* **INPUT RECORDS**
[start]

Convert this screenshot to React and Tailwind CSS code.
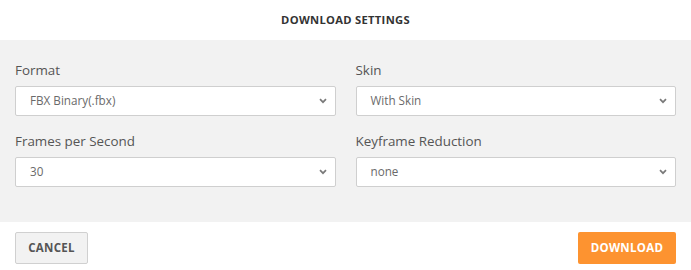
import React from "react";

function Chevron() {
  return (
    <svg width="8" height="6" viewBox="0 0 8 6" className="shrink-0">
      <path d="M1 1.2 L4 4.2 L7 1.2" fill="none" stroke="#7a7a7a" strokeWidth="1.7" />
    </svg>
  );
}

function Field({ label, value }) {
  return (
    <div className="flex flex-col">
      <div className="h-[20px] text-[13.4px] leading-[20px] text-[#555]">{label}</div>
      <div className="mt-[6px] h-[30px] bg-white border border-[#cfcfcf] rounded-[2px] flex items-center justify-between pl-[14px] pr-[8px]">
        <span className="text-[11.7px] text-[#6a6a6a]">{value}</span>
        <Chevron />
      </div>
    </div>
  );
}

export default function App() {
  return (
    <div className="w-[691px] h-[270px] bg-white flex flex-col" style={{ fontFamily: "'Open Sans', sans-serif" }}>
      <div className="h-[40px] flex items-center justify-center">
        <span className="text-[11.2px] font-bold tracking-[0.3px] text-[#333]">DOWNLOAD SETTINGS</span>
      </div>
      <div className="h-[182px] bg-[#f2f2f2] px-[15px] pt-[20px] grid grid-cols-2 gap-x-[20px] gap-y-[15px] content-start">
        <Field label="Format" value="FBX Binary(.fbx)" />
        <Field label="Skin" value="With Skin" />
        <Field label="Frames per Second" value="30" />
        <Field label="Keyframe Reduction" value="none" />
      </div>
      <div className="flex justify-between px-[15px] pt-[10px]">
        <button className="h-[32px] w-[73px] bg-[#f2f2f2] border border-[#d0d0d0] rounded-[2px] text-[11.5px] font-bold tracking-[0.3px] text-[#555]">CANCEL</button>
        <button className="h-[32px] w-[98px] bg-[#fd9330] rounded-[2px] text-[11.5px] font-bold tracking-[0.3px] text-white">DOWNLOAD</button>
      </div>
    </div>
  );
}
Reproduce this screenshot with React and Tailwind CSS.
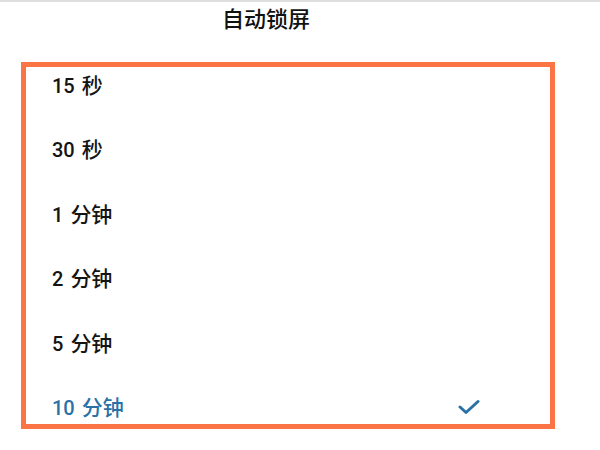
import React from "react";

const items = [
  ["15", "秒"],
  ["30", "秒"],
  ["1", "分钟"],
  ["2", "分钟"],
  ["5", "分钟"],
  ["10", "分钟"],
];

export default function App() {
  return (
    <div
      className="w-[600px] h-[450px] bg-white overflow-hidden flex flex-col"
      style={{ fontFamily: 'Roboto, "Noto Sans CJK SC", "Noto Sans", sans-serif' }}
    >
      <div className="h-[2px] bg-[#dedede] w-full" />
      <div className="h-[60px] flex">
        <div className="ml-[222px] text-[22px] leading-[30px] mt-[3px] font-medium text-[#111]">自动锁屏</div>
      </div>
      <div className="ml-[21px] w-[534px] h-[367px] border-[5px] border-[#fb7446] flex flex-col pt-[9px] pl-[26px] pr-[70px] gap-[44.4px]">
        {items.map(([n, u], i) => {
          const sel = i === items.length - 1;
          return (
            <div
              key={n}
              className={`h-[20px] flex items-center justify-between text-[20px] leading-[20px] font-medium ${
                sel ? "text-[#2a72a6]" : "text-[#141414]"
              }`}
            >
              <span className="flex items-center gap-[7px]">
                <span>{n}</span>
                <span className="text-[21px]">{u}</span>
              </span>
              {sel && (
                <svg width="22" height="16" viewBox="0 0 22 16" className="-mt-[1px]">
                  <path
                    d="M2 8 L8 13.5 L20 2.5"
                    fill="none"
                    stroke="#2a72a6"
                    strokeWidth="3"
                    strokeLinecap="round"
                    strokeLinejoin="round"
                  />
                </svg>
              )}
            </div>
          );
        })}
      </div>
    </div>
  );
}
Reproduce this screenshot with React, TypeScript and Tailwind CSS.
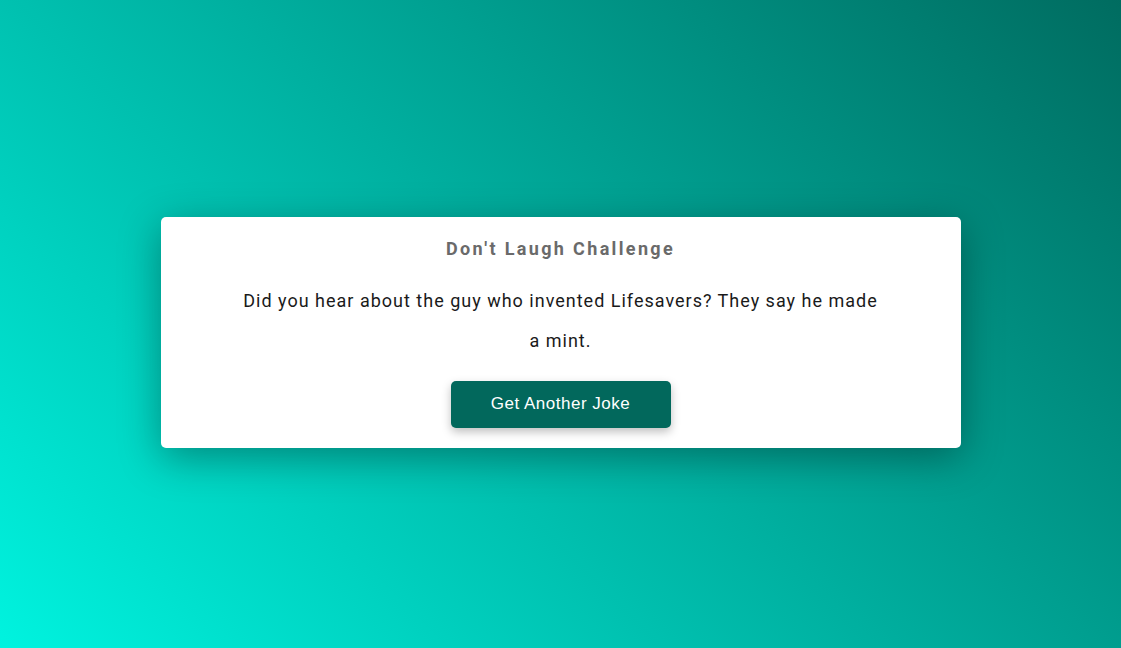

[end]
[start]

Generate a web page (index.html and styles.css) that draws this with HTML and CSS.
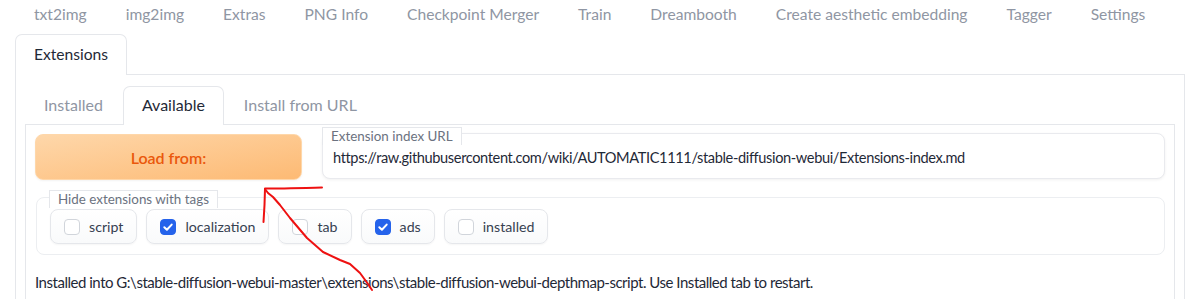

[end]

* **SHORT PROBLEM**
Only a number is needed: how many lines of the material above contain "React"?

* **OUTPUT OF THE TASK**
5